Barnhart's Dictionary of Etymology has 1927 for "psycho." But perhaps
the first "psycho" was not a person at all!
This is from the Cincinnati Daily Gazette, 12 February 1875, pg. 4, col.

The Automaton Card Player.
From the London Times.
The new automaton invented by Mr. John Neuil Maskelyne and Mr. John
Algernon Clarke, which appears twice daily in Messrs. Maskelyne and Cooke's
entertainment at the Egyptian Hall, Piccadilly, is not a deception like Baron
Kempler's renowned chess player. (...) The marvel of the new invention of
Mr. Maskelyne and Mr. Clarke consists in three distinctive features--the
figure has no living being within it; it is perfectly isolated from any
connection--mechanical, electrical, magnetical, or otherwise conceivable--with
any operator at a distance; and yet, nevertheless, it plays a game of whist
with no little skill, performs arithmetical calculations, obeys by its
movements the directions of any person in the audience, and accomplishes a
number of very surprising feats with cards chosen and names written by the
audience. "Psycho," as the automaton has been named,...
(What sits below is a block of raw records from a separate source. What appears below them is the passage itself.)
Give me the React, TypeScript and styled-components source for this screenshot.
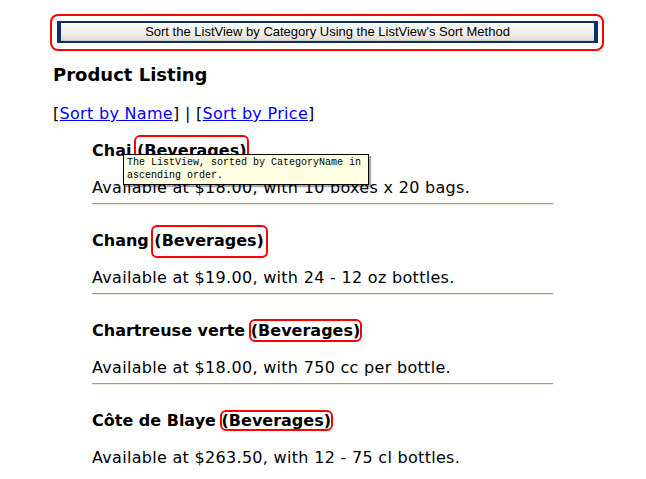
import React from 'react'
import styled, { createGlobalStyle } from 'styled-components'

const Global = createGlobalStyle`
  html, body { margin: 0; padding: 0; background: #fff; }
  body { font-family: "DejaVu Sans", Verdana, sans-serif; color: #000; }
`

type Product = {
  name: string
  price: string
  qty: string
  mark: { l: number; r: number; t: number; b: number }
}

const products: Product[] = [
  { name: 'Chai', price: '$18.00', qty: '10 boxes x 20 bags', mark: { l: -3, r: -3, t: -6, b: -4 } },
  { name: 'Chang', price: '$19.00', qty: '24 - 12 oz bottles', mark: { l: -3, r: -4, t: -6, b: -8 } },
  { name: 'Chartreuse verte', price: '$18.00', qty: '750 cc per bottle', mark: { l: -2, r: -2, t: -2, b: -2 } },
  { name: 'Côte de Blaye', price: '$263.50', qty: '12 - 75 cl bottles', mark: { l: -2, r: -2, t: -1, b: -1 } },
]

export default function App() {
  return <Page>
    <Global />
    <ButtonFrame>
      <SortButton>Sort the ListView by Category Using the ListView's Sort Method</SortButton>
    </ButtonFrame>

    <Heading>Product Listing</Heading>

    <SortLinks>
      [<A href="#">Sort by Name</A>] | [<A href="#">Sort by Price</A>]
    </SortLinks>

    <List>
      {products.map((p, i) => (
        <Item key={p.name}>
          <Title>
            {p.name} <Category $m={p.mark}>(Beverages)</Category>
          </Title>
          <Desc>Available at {p.price}, with {p.qty}.</Desc>
          {i < products.length - 1 && <Rule />}
          {i === 0 && (
            <Tip>The ListView, sorted by CategoryName in<br />ascending order.</Tip>
          )}
        </Item>
      ))}
    </List>
  </Page>
}

const Page = styled.div`
  padding: 14px 0 0 50px;
  width: 554px;
`
const ButtonFrame = styled.div`
  border: 2px solid #f00;
  border-radius: 8px;
  padding: 5px 4px 0 5px;
  box-sizing: border-box;
  height: 37px;
`
const SortButton = styled.button`
  display: block;
  width: 100%;
  height: 22px;
  margin: 0;
  padding: 0 0 1px;
  border-style: solid;
  border-color: #0b2f66;
  border-width: 2px 4px;
  background: linear-gradient(#fbfbf8, #efeee8 60%, #dedcd2);
  box-shadow: inset 0 1px 0 #fff, inset 0 -1px 0 #cfcdc2;
  font-family: "Liberation Sans", Arial, sans-serif;
  font-size: 13px;
  color: #000;
  line-height: 16px;
`
const Heading = styled.h3`
  margin: 13px 0 0 3px;
  font-size: 18px;
  line-height: 22px;
  font-weight: bold;
`
const SortLinks = styled.div`
  margin: 18px 0 0 3px;
  font-size: 16px;
  line-height: 20px;
  letter-spacing: 0.3px;
`
const A = styled.a`
  color: #00f;
  text-decoration: underline;
`
const List = styled.div`
  margin: 17px 0 0 42px;
  width: 461px;
`
const Item = styled.div`
  position: relative;
  margin-bottom: 26px;
`
const Title = styled.div`
  font-size: 16px;
  line-height: 20px;
  font-weight: bold;
  white-space: nowrap;
`
const Category = styled.span<{ $m: Product['mark'] }>`
  position: relative;
  &::after {
    content: '';
    position: absolute;
    left: ${p => p.$m.l}px;
    right: ${p => p.$m.r}px;
    top: ${p => p.$m.t}px;
    bottom: ${p => p.$m.b}px;
    border: 2px solid #f00;
    border-radius: 6px;
  }
`
const Desc = styled.div`
  margin-top: 17px;
  font-size: 16px;
  line-height: 20px;
  letter-spacing: 0.3px;
  color: #000;
`
const Rule = styled.div`
  margin-top: 5px;
  height: 1px;
  background: #a09c90;
  border-bottom: 1px solid #eeecdf;
`
const Tip = styled.div`
  position: absolute;
  left: 31px;
  top: 13px;
  width: 241px;
  padding: 1px 0 2px 3px;
  background: #ffffe1;
  border: 1px solid #000;
  box-shadow: 2px 2px 1px rgba(0, 0, 0, 0.35);
  font-family: "Liberation Mono", "Courier New", monospace;
  font-size: 10px;
  line-height: 13px;
  color: #000;
`
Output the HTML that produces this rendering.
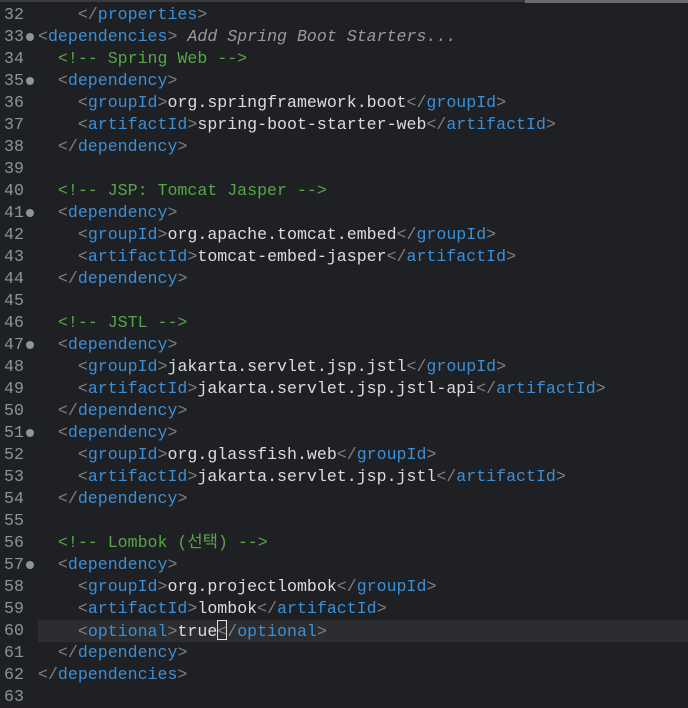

Sure, I'd trust a yellow dog. This is from the New York Tribune, 9
February 1875, pg. 6, col. 6:

A "yaller" dog has covered himself with glory as a traveler or pilgrim or
quadrupedestrian. He was taken last Fall from Indiana to Kansas. But he
didn't like Kansas, and was homesick through and through. He found meat
scarce and was averse to a diet of grasshoppers. So he tramped it over miles
and miles of desolate prairies; he swam the Kansas and Missouri Rivers; and
one day, footsore, weary, and lean, he barked at the old door. He was six
weeks upon the journey; and the first thing he did upon getting home was to
eat his dinner calmly, the next to drive the pigs out of the yard according to
his ancient custom. He had learned something, but had forgotten nothing. If
ever dog deserved a silver collar and unlimited bones for life, he is the


At a chapter of SABR (Society for American Baseball Research) on
Saturday, February 28th, 3:25-3:40 p.m., at the Brooklyn Heights Library, I'll
lecture on the origin of "New York Yankees," "Bronx Bombers," and "Subway
Series." Most everything has already been posted here. I did the origin of
the "fan" at the SABR meeting in 1996. About 130 people show up. I'll also
write it in article form for Yankees Magazine.
From March 5-20th I'll be in Guatemala (no internet!), touring the Mayan
sites and investigating the origin of "chocolate." There is a safety risk,
and it was a tough choice between being robbed in Guatemala or dying from
anthrax poisoning on the New York City subways.